* **WRITTEN EXERCISE**
Retype the listing below line for line, but only from the line with "Rebuild this screenshot" down to the line with "font-bold text-[20px] tracking-[-0.5px]", inclusive. Pictures stay out.

(Items listed in a dataset)
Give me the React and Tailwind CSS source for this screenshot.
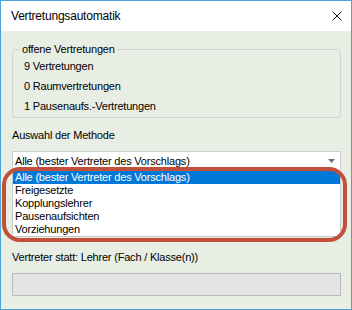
const counts = [
  { n: 9, label: 'Vertretungen' },
  { n: 0, label: 'Raumvertretungen' },
  { n: 1, label: 'Pausenaufs.-Vertretungen' },
];

const methods = [
  'Alle (bester Vertreter des Vorschlags)',
  'Freigesetzte',
  'Kopplungslehrer',
  'Pausenaufsichten',
  'Vorziehungen',
];

export default function App() {
  return (
    <div
      className="w-[352px] h-[310px] flex flex-col border border-[#4ba3d6] bg-[#e8eee4] text-black text-[11px] tracking-[-0.2px]"
      style={{ fontFamily: '"Liberation Sans", Arial, sans-serif' }}
    >
      {/* Title bar */}
      <div className="h-[30px] flex-shrink-0 flex items-center justify-between bg-white pl-[10px] pr-[9px] pb-px">
        <span className="text-[12px]">Vertretungsautomatik</span>
        <svg width="10" height="10" viewBox="0 0 10 10">
          <path d="M0.5 0.5 L9.5 9.5 M9.5 0.5 L0.5 9.5" stroke="#111" strokeWidth="1" />
        </svg>
      </div>

      <div className="flex-1 flex flex-col pl-[11px] pr-[10px] pt-[12px]">
        {/* Group box */}
        <fieldset className="border border-[#d3d3d3] rounded-[3px] pb-px">
          <legend className="ml-[7px] px-[2px] leading-[13px]">offene Vertretungen</legend>
          {counts.map((c) => (
            <div key={c.label} className="h-5 leading-5 pl-[11px]">
              {c.n} {c.label}
            </div>
          ))}
        </fieldset>

        <div className="mt-[11px] leading-[13px]">Auswahl der Methode</div>

        {/* Combo box with open list */}
        <div className="relative mt-[9px]">
          <div className="h-[20px] flex items-center justify-between bg-white border border-[#cccccc] pl-[2px] pr-[5px]">
            <span>Alle (bester Vertreter des Vorschlags)</span>
            <svg width="7" height="4" viewBox="0 0 7 4">
              <path d="M0 0 L7 0 L3.5 4 Z" fill="#6f6f6f" />
            </svg>
          </div>
          <div className="bg-white border-x border-b border-[#c8c8c8] -mt-px pt-px">
            {methods.map((m, i) => (
              <div
                key={m}
                className={`h-[13px] leading-[13px] pl-[2px] ${i === 0 ? 'bg-[#0078d7] text-white' : ''}`}
              >
                {m}
              </div>
            ))}
          </div>

          {/* red annotation */}
          <div className="absolute left-[-10px] top-[16px] w-[345px] h-[75px] border-[4px] border-[#c24f3a] rounded-[18px] pointer-events-none" />
        </div>

        <div className="mt-[14px] leading-[13px]">Vertreter statt: Lehrer (Fach / Klasse(n))</div>

        <div className="mt-[9px] h-[23px] bg-[#e4e4e4] border border-[#b9b9b9]" />
      </div>
    </div>
  );
}
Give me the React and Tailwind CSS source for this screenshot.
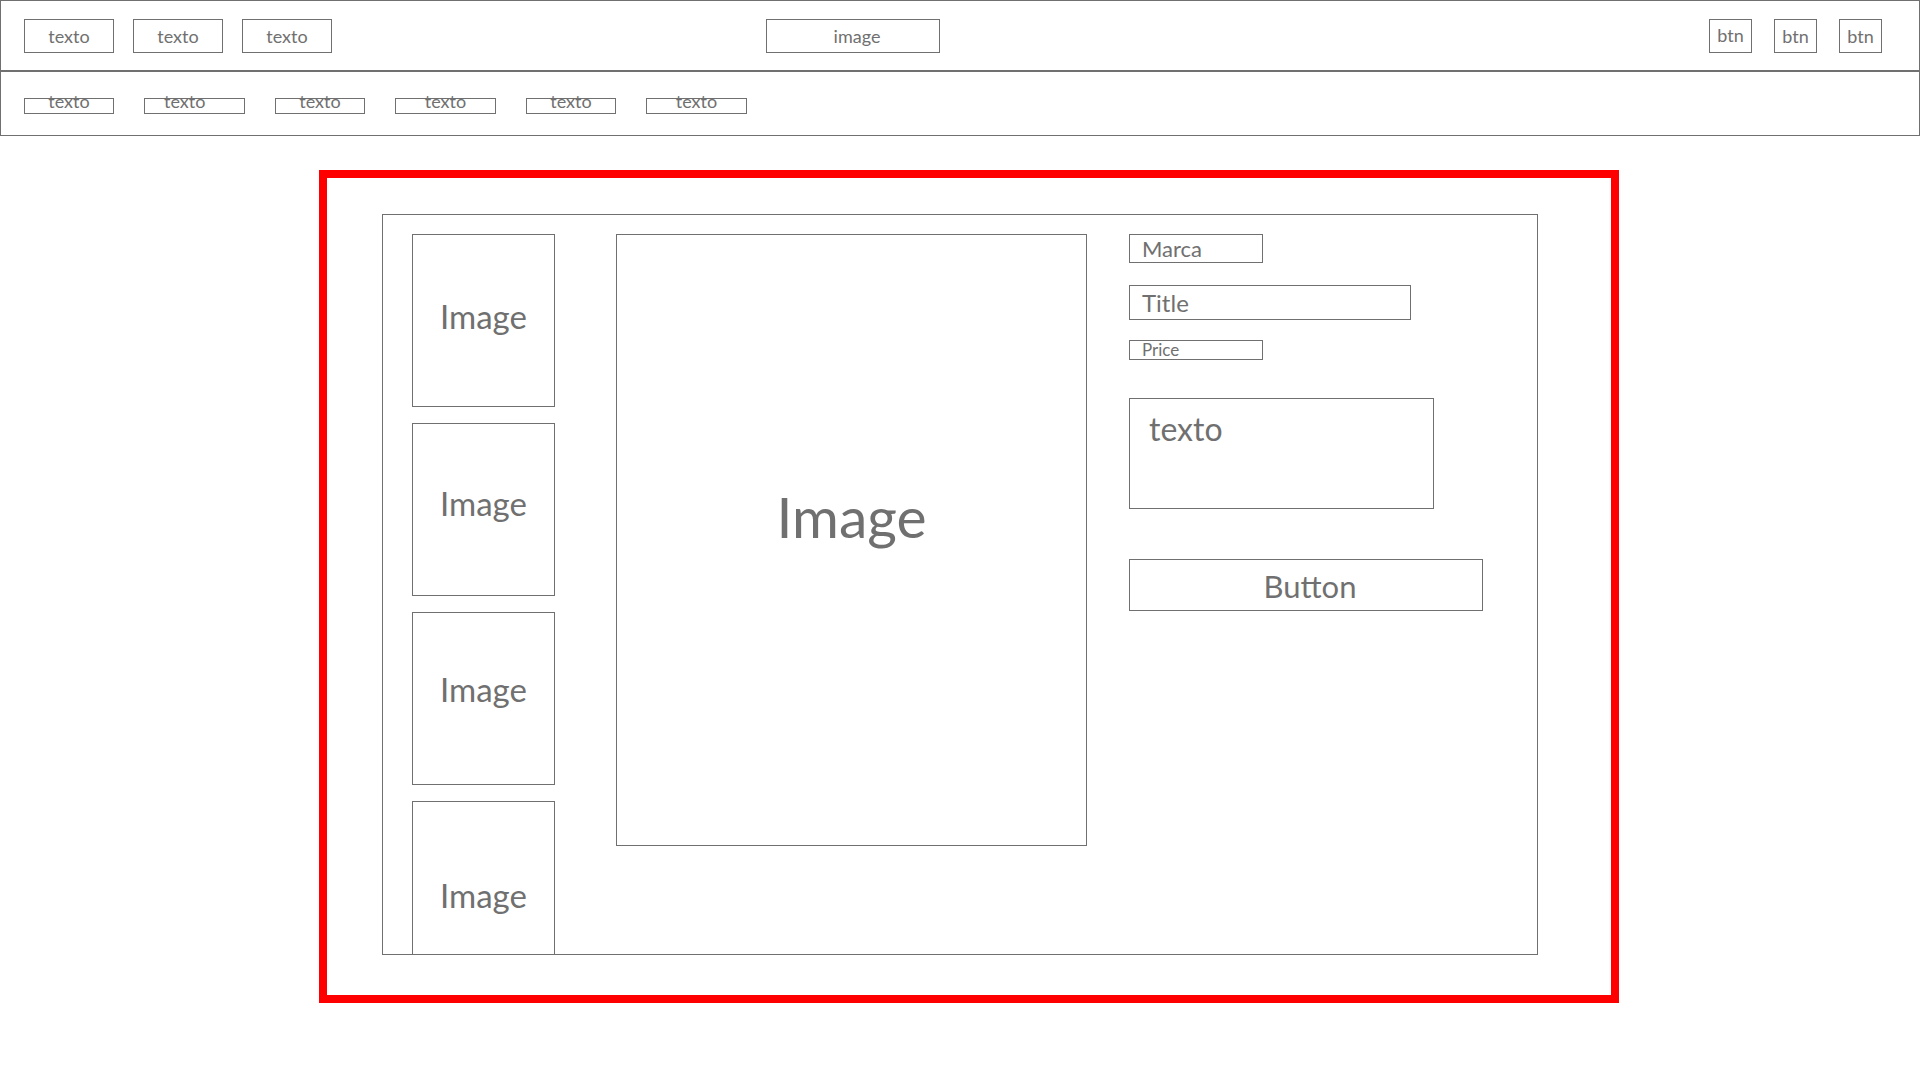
import React from 'react';

const line = "border border-[#707070]";

function TopBox({ children, className = "" }) {
    return (
        <div className={`${line} h-[34px] flex items-center justify-center pt-[2px] text-[18px] ${className}`}>
            {children}
        </div>
    );
}

function NavBox({ children, className = "" }) {
    return (
        <div className={`${line} h-[16px] flex items-start justify-center text-[18px] leading-[4px] ${className}`}>
            <span>{children}</span>
        </div>
    );
}

function Thumb({ className = "" }) {
    return (
        <div className={`${line} w-[143px] h-[173px] shrink-0 flex items-center justify-center text-[33px] ${className}`}>
            Image
        </div>
    );
}

export default function App() {
    return (
        <div className="min-h-screen bg-white font-['Lato',sans-serif] text-[#707070]">

            {/* top bar */}
            <div className={`${line} h-[71px] flex items-center pl-[23px] pr-[37px]`}>
                <div className="flex gap-[19px]">
                    <TopBox className="w-[90px]">texto</TopBox>
                    <TopBox className="w-[90px]">texto</TopBox>
                    <TopBox className="w-[90px]">texto</TopBox>
                </div>
                <TopBox className="w-[174px] ml-[434px] pl-[8px]">image</TopBox>
                <div className="flex gap-[22px] ml-auto">
                    <TopBox className="w-[43px] pt-0 pb-[3px]">btn</TopBox>
                    <TopBox className="w-[43px]">btn</TopBox>
                    <TopBox className="w-[43px]">btn</TopBox>
                </div>
            </div>

            {/* nav bar */}
            <div className={`${line} h-[65px] flex items-start pt-[26px] pl-[23px] gap-[30px]`}>
                <NavBox className="w-[90px]">texto</NavBox>
                <NavBox className="w-[101px] justify-start pl-[19px]">texto</NavBox>
                <NavBox className="w-[90px]">texto</NavBox>
                <NavBox className="w-[101px]">texto</NavBox>
                <NavBox className="w-[90px]">texto</NavBox>
                <NavBox className="w-[101px]">texto</NavBox>
            </div>

            {/* product area */}
            <div className="pt-[34px]">
                <div className="ml-[319px] w-[1300px] h-[833px] border-8 border-[#ff0000] pt-[36px] pl-[55px]">
                    <div className={`${line} w-[1156px] h-[741px] overflow-hidden flex items-start pt-[19px] pl-[29px]`}>
                        <div className="flex flex-col gap-[16px]">
                            <Thumb className="pb-[8px]" />
                            <Thumb className="pb-[12px]" />
                            <Thumb className="pb-[18px]" />
                            <Thumb className="h-[195px] pb-[6px]" />
                        </div>

                        <div className={`${line} w-[471px] h-[612px] ml-[61px] flex items-center justify-center pb-[46px] text-[57px]`}>
                            Image
                        </div>

                        <div className="ml-[42px] flex flex-col items-start">
                            <div className={`${line} w-[134px] h-[29px] flex items-center pl-[12px] text-[22px]`}>Marca</div>
                            <div className={`${line} w-[282px] h-[35px] mt-[22px] flex items-center pl-[12px] text-[24px]`}>Title</div>
                            <div className={`${line} w-[134px] h-[20px] mt-[20px] flex items-center pl-[12px] text-[17px]`}>Price</div>
                            <div className={`${line} w-[305px] h-[111px] mt-[38px] pl-[19px] pt-[10px] text-[32px] leading-tight`}>texto</div>
                            <div className={`${line} w-[354px] h-[52px] mt-[50px] flex items-center justify-center pl-[8px] pt-[2px] text-[31px]`}>Button</div>
                        </div>
                    </div>
                </div>
            </div>
        </div>
    );
}
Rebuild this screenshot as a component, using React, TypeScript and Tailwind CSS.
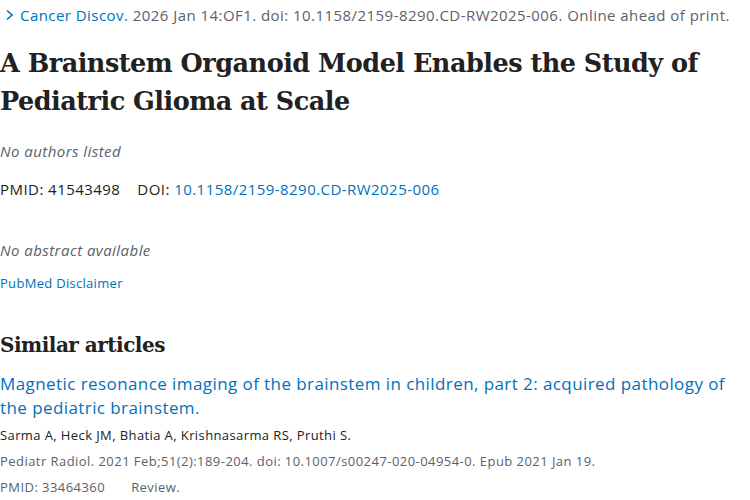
export default function App() {
  const sans = "font-['Open_Sans','Noto_Sans',sans-serif]";
  const serif = "font-['DejaVu_Serif','Liberation_Serif',serif]";
  return (
    <div className={`w-[750px] h-[500px] bg-white overflow-hidden ${sans} text-[#212121]`}>
      {/* citation line */}
      <div className="flex items-center pl-[5px] pt-[3px] text-[15px] tracking-[0.45px] leading-[24px] text-[#5b616b] whitespace-nowrap">
        <svg width="9" height="12" viewBox="0 0 9 12" className="mr-[6px]">
          <path d="M2 1.5 L7 6 L2 10.5" fill="none" stroke="#0071bc" strokeWidth="1.6" />
        </svg>
        <span className="text-[#0071bc]">Cancer Discov.</span>
        <span>&nbsp;2026 Jan 14:OF1. doi: 10.1158/2159-8290.CD-RW2025-006. Online ahead of print.</span>
      </div>

      <h1 className={`${serif} font-bold text-[25.5px] tracking-[-0.5px] leading-[38px] text-[#212121] mt-[17px]`}>
        A Brainstem Organoid Model Enables the Study of Pediatric Glioma at Scale
      </h1>

      <p className="italic text-[15px] tracking-[0.45px] text-[#5b616b] mt-[19px] leading-[24px]">No authors listed</p>

      <div className="flex text-[15px] tracking-[0.45px] leading-[24px] mt-[14px]">
        <span>PMID: 41543498</span>
        <span className="ml-[17px]">DOI:&nbsp;</span>
        <span className="text-[#0071bc]">10.1158/2159-8290.CD-RW2025-006</span>
      </div>

      <p className="italic text-[15px] tracking-[0.45px] text-[#5b616b] mt-[37px] leading-[24px]">No abstract available</p>

      <p className="text-[13px] tracking-[0.3px] text-[#0071bc] mt-[11px] leading-[20px]">PubMed Disclaimer</p>

      <h2 className={`${serif} font-bold text-[20px] tracking-[-0.5px] leading-[30px] mt-[37px]`}>Similar articles</h2>

      <div className="mt-[12px]">
        <p className="text-[17px] tracking-[0.42px] leading-[24px] text-[#0071bc]">
          Magnetic resonance imaging of the brainstem in children, part 2: acquired pathology of the pediatric brainstem.
        </p>
        <p className="text-[13px] tracking-[0.4px] leading-[26px] mt-[2px]">
          Sarma A, Heck JM, Bhatia A, Krishnasarma RS, Pruthi S.
        </p>
        <p className="text-[13px] tracking-[0.45px] leading-[26px] text-[#5b616b]">
          Pediatr Radiol. 2021 Feb;51(2):189-204. doi: 10.1007/s00247-020-04954-0. Epub 2021 Jan 19.
        </p>
        <p className="text-[13px] tracking-[0.45px] leading-[26px] text-[#5b616b] flex">
          <span>PMID: 33464360</span>
          <span className="ml-[26px]">Review.</span>
        </p>
      </div>
    </div>
  );
}
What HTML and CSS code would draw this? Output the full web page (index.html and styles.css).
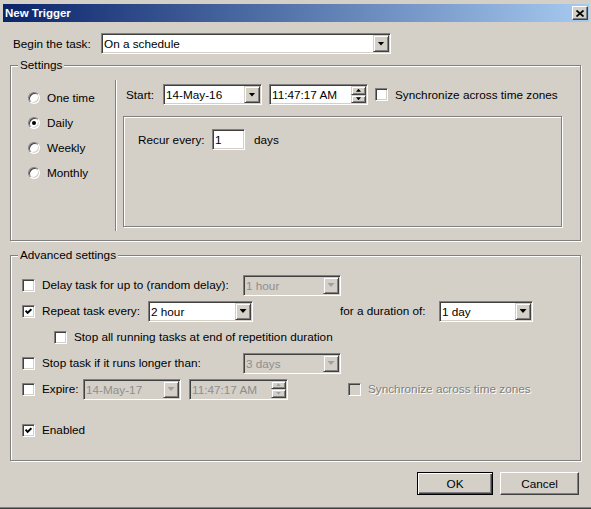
FILE: index.html
```html
<!DOCTYPE html>
<html lang="en">
<head>
  <meta charset="UTF-8" />
  <title>New Trigger</title>
  <link rel="stylesheet" href="styles.css">
</head>
<body>
  <div class="dialog">

    <!-- Title bar -->
    <div class="titlebar">
      <span class="title">New Trigger</span>
      <span class="close-btn raised">
        <svg width="8" height="7" viewBox="0 0 8 7"><path d="M0.5 0.5L7.5 6.5M7.5 0.5L0.5 6.5" stroke="#000" stroke-width="1.7"/></svg>
      </span>
    </div>

    <!-- Begin the task -->
    <div class="begin-row">
      <span class="begin-label">Begin the task:</span>
      <div class="combo begin-combo">
        <span class="combo-text">On a schedule</span>
        <span class="drop-btn raised"><i class="arrow"></i></span>
      </div>
    </div>

    <!-- Settings -->
    <fieldset class="group">
      <legend>Settings</legend>
      <div class="settings-body">
        <div class="freq-list">
          <div class="radio-row"><span class="radio"></span><span class="opt-label">One time</span></div>
          <div class="radio-row"><span class="radio on"></span><span class="opt-label">Daily</span></div>
          <div class="radio-row"><span class="radio"></span><span class="opt-label">Weekly</span></div>
          <div class="radio-row"><span class="radio"></span><span class="opt-label">Monthly</span></div>
        </div>
        <div class="vsep"></div>
        <div class="schedule">
          <div class="start-row">
            <span class="start-label">Start:</span>
            <div class="combo date-combo">
              <span class="combo-text">14-May-16</span>
              <span class="drop-btn raised"><i class="arrow"></i></span>
            </div>
            <div class="combo time-field">
              <span class="combo-text">11:47:17 AM</span>
              <span class="spin">
                <span class="spin-btn raised"><i class="arrow-sm up"></i></span>
                <span class="spin-btn raised"><i class="arrow-sm"></i></span>
              </span>
            </div>
            <span class="checkbox sync-check"></span>
            <span class="opt-label">Synchronize across time zones</span>
          </div>
          <div class="recur-box">
            <div class="recur-row">
              <span class="recur-label">Recur every:</span>
              <span class="textbox recur-input">1</span>
              <span class="days-label">days</span>
            </div>
          </div>
        </div>
      </div>
    </fieldset>

    <!-- Advanced settings -->
    <fieldset class="group advanced">
      <legend>Advanced settings</legend>
      <div class="adv-body">
        <div class="adv-row">
          <span class="checkbox"></span>
          <span class="opt-label w-201">Delay task for up to (random delay):</span>
          <div class="combo disabled w-98">
            <span class="combo-text">1 hour</span>
            <span class="drop-btn raised"><i class="arrow"></i></span>
          </div>
        </div>
        <div class="adv-row">
          <span class="checkbox checked">
            <svg width="7" height="7" viewBox="0 0 7 7"><path d="M0.6 2.8L2.6 4.9L6.4 1.1" fill="none" stroke="#000" stroke-width="2"/></svg>
          </span>
          <span class="opt-label w-106">Repeat task every:</span>
          <div class="combo w-105">
            <span class="combo-text">2 hour</span>
            <span class="drop-btn raised"><i class="arrow"></i></span>
          </div>
          <span class="duration-label">for a duration of:</span>
          <div class="combo w-94">
            <span class="combo-text">1 day</span>
            <span class="drop-btn raised"><i class="arrow"></i></span>
          </div>
        </div>
        <div class="adv-row nested">
          <span class="checkbox"></span>
          <span class="opt-label">Stop all running tasks at end of repetition duration</span>
        </div>
        <div class="adv-row">
          <span class="checkbox"></span>
          <span class="opt-label w-201">Stop task if it runs longer than:</span>
          <div class="combo disabled w-98">
            <span class="combo-text">3 days</span>
            <span class="drop-btn raised"><i class="arrow"></i></span>
          </div>
        </div>
        <div class="adv-row">
          <span class="checkbox"></span>
          <span class="opt-label w-41">Expire:</span>
          <div class="combo disabled w-98">
            <span class="combo-text">14-May-17</span>
            <span class="drop-btn raised"><i class="arrow"></i></span>
          </div>
          <div class="combo disabled time-field expire-time">
            <span class="combo-text">11:47:17 AM</span>
            <span class="spin">
              <span class="spin-btn raised"><i class="arrow-sm up"></i></span>
              <span class="spin-btn raised"><i class="arrow-sm"></i></span>
            </span>
          </div>
          <span class="checkbox disabled expire-sync"></span>
          <span class="opt-label muted">Synchronize across time zones</span>
        </div>
        <div class="adv-row enabled-row">
          <span class="checkbox checked">
            <svg width="7" height="7" viewBox="0 0 7 7"><path d="M0.6 2.8L2.6 4.9L6.4 1.1" fill="none" stroke="#000" stroke-width="2"/></svg>
          </span>
          <span class="opt-label">Enabled</span>
        </div>
      </div>
    </fieldset>

    <!-- OK / Cancel -->
    <div class="buttons">
      <span class="btn btn-default">OK</span>
      <span class="btn">Cancel</span>
    </div>

  </div>
</body>
</html>
```

FILE: styles.css
```css
* {
  box-sizing: border-box;
}

html, body {
  margin: 0;
}

body {
  font: 11.75px/14px "Liberation Sans", Arial, sans-serif;
  color: #000;
  background: #d4d0c8;
}

.dialog {
  width: 591px;
  height: 509px;
  background: #d4d0c8;
  border-bottom: 1px solid #404040;
  box-shadow: inset 0 -1px #808080;
  display: flex;
  flex-direction: column;
}

/* 3D edges */
.raised {
  background: #d4d0c8;
  border: 1px solid;
  border-color: #d4d0c8 #404040 #404040 #d4d0c8;
  box-shadow: inset 1px 1px #fff, inset -1px -1px #808080;
}

.titlebar {
  margin: 4px 2px 0 3px;
  height: 18px;
  padding: 0 1px 0 2px;
  display: flex;
  align-items: center;
  justify-content: space-between;
  background: linear-gradient(to right, #0a246a, #a6caf0);
}

.title {
  color: #fff;
  font-weight: bold;
  font-size: 11.5px;
}

.close-btn {
  width: 16px;
  height: 14px;
  display: flex;
  align-items: center;
  justify-content: center;
  border-color: #fff #404040 #404040 #fff;
  box-shadow: inset -1px -1px #808080;
}

.begin-row {
  margin-top: 11px;
  padding-left: 13px;
  display: flex;
  align-items: center;
  height: 21px;
}

.begin-label {
  width: 88px;
}

/* combo boxes and text fields */
.combo, .textbox {
  height: 21px;
  border: 1px solid;
  border-color: #808080 #fff #fff #808080;
  padding: 1px;
  box-shadow: inset 1px 1px #404040, inset -1px -1px #d4d0c8;
  background: #fff;
  display: flex;
  flex: none;
}

.combo-text {
  flex: 1;
  padding-left: 1px;
  line-height: 17px;
  white-space: nowrap;
  overflow: hidden;
}

.drop-btn {
  width: 16px;
  flex: none;
  display: flex;
  align-items: center;
  justify-content: center;
}

.arrow {
  width: 7px;
  height: 4px;
  background: #000;
  clip-path: polygon(0 0, 100% 0, 50% 100%);
}

.arrow-sm {
  width: 5px;
  height: 3px;
  background: #000;
  clip-path: polygon(0 0, 100% 0, 50% 100%);
}

.arrow-sm.up {
  clip-path: polygon(50% 0, 100% 100%, 0 100%);
}

.spin {
  width: 15px;
  display: flex;
  flex-direction: column;
}

.spin-btn {
  flex: 1;
  display: flex;
  align-items: center;
  justify-content: center;
}

.combo.disabled {
  background: #d4d0c8;
  color: #8e8e8e;
}

.combo.disabled .arrow,
.combo.disabled .arrow-sm {
  background: #a0a0a0;
}

.begin-combo { width: 290px; }
.date-combo { width: 99px; }
.time-field { width: 99px; margin-left: 7px; }

.w-41 { width: 41px; }
.w-94 { width: 94px; }
.w-98 { width: 98px; }
.w-105 { width: 105px; }
.w-106 { width: 106px; }
.w-201 { width: 201px; }

/* group boxes */
.group {
  margin: 4px 10px 0;
  padding: 0;
  min-width: 0;
  border: 1px solid #808080;
  box-shadow: inset 1px 1px #fff, 1px 1px #fff;
}

.group legend {
  margin-left: 7px;
  padding: 0 2px;
  line-height: 14px;
  background: #d4d0c8;
}

.group.advanced {
  margin-top: 7px;
}

.settings-body {
  height: 168px;
  display: flex;
}

.freq-list {
  width: 104px;
  padding: 13px 0 0 17px;
}

.radio-row {
  height: 25px;
  display: flex;
  align-items: center;
}

.radio {
  width: 12px;
  height: 12px;
  border-radius: 50%;
  border: 1px solid;
  border-color: #808080 #fff #fff #808080;
  box-shadow: inset 1px 1px #404040, inset -1px -1px #d4d0c8;
  background: #fff;
  display: flex;
  align-items: center;
  justify-content: center;
  flex: none;
}

.radio.on::after {
  content: "";
  width: 4px;
  height: 4px;
  border-radius: 50%;
  background: #000;
}

.opt-label {
  margin-left: 7px;
  white-space: nowrap;
  flex: none;
}

.vsep {
  width: 2px;
  height: 151px;
  margin-top: 8px;
  border-left: 1px solid #808080;
  border-right: 1px solid #fff;
}

.schedule {
  margin-left: 6px;
  padding-top: 12px;
}

.start-row {
  height: 21px;
  padding-left: 3px;
  display: flex;
  align-items: center;
}

.start-label {
  width: 37px;
}

.checkbox {
  width: 13px;
  height: 13px;
  flex: none;
  border: 1px solid;
  border-color: #808080 #fff #fff #808080;
  box-shadow: inset 1px 1px #404040, inset -1px -1px #d4d0c8;
  background: #fff;
  display: flex;
  align-items: center;
  justify-content: center;
}

.checkbox.disabled {
  background: #d4d0c8;
}

.sync-check {
  margin-left: 7px;
}

.recur-box {
  margin-top: 11px;
  width: 439px;
  height: 111px;
  border: 1px solid #808080;
  box-shadow: inset 1px 1px #fff, 1px 1px #fff;
  padding: 12px 0 0 14px;
}

.recur-row {
  display: flex;
  align-items: center;
  height: 21px;
}

.recur-label {
  width: 74px;
}

.recur-input {
  width: 33px;
  padding-left: 2px;
  line-height: 17px;
}

.days-label {
  margin-left: 9px;
}

.adv-body {
  height: 198px;
  padding: 10px 0 0 11px;
}

.adv-row {
  height: 26px;
  display: flex;
  align-items: center;
}

.adv-row.nested {
  padding-left: 32px;
}

.duration-label {
  margin-left: 87px;
  width: 99px;
  white-space: nowrap;
}

.expire-time {
  margin-left: 8px;
}

.expire-sync {
  margin-left: 60px;
}

.muted {
  color: #808080;
  text-shadow: 1px 1px #fff;
}

.enabled-row {
  margin-top: 15px;
}

.buttons {
  margin-top: 11px;
  padding-right: 12px;
  display: flex;
  justify-content: flex-end;
  gap: 7px;
}

.btn {
  width: 79px;
  height: 23px;
  display: flex;
  align-items: center;
  justify-content: center;
  border: 1px solid;
  border-color: #fff #404040 #404040 #fff;
  box-shadow: inset -1px -1px #808080;
}

.btn-default {
  width: 76px;
  border-color: #000;
  box-shadow: inset 1px 1px #fff, inset -1px -1px #404040, inset -2px -2px #808080;
}
```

* **CORRECT RESPONSE**
Rebuild this screenshot as a component, using React, TypeScript and Tailwind CSS.
export default function App() {
  const sans = "font-['Open_Sans','Noto_Sans',sans-serif]";
  const serif = "font-['DejaVu_Serif','Liberation_Serif',serif]";
  return (
    <div className={`w-[750px] h-[500px] bg-white overflow-hidden ${sans} text-[#212121]`}>
      {/* citation line */}
      <div className="flex items-center pl-[5px] pt-[3px] text-[15px] tracking-[0.45px] leading-[24px] text-[#5b616b] whitespace-nowrap">
        <svg width="9" height="12" viewBox="0 0 9 12" className="mr-[6px]">
          <path d="M2 1.5 L7 6 L2 10.5" fill="none" stroke="#0071bc" strokeWidth="1.6" />
        </svg>
        <span className="text-[#0071bc]">Cancer Discov.</span>
        <span>&nbsp;2026 Jan 14:OF1. doi: 10.1158/2159-8290.CD-RW2025-006. Online ahead of print.</span>
      </div>

      <h1 className={`${serif} font-bold text-[25.5px] tracking-[-0.5px] leading-[38px] text-[#212121] mt-[17px]`}>
        A Brainstem Organoid Model Enables the Study of Pediatric Glioma at Scale
      </h1>

      <p className="italic text-[15px] tracking-[0.45px] text-[#5b616b] mt-[19px] leading-[24px]">No authors listed</p>

      <div className="flex text-[15px] tracking-[0.45px] leading-[24px] mt-[14px]">
        <span>PMID: 41543498</span>
        <span className="ml-[17px]">DOI:&nbsp;</span>
        <span className="text-[#0071bc]">10.1158/2159-8290.CD-RW2025-006</span>
      </div>

      <p className="italic text-[15px] tracking-[0.45px] text-[#5b616b] mt-[37px] leading-[24px]">No abstract available</p>

      <p className="text-[13px] tracking-[0.3px] text-[#0071bc] mt-[11px] leading-[20px]">PubMed Disclaimer</p>

      <h2 className={`${serif} font-bold text-[20px] tracking-[-0.5px] leading-[30px] mt-[37px]`}>Similar articles</h2>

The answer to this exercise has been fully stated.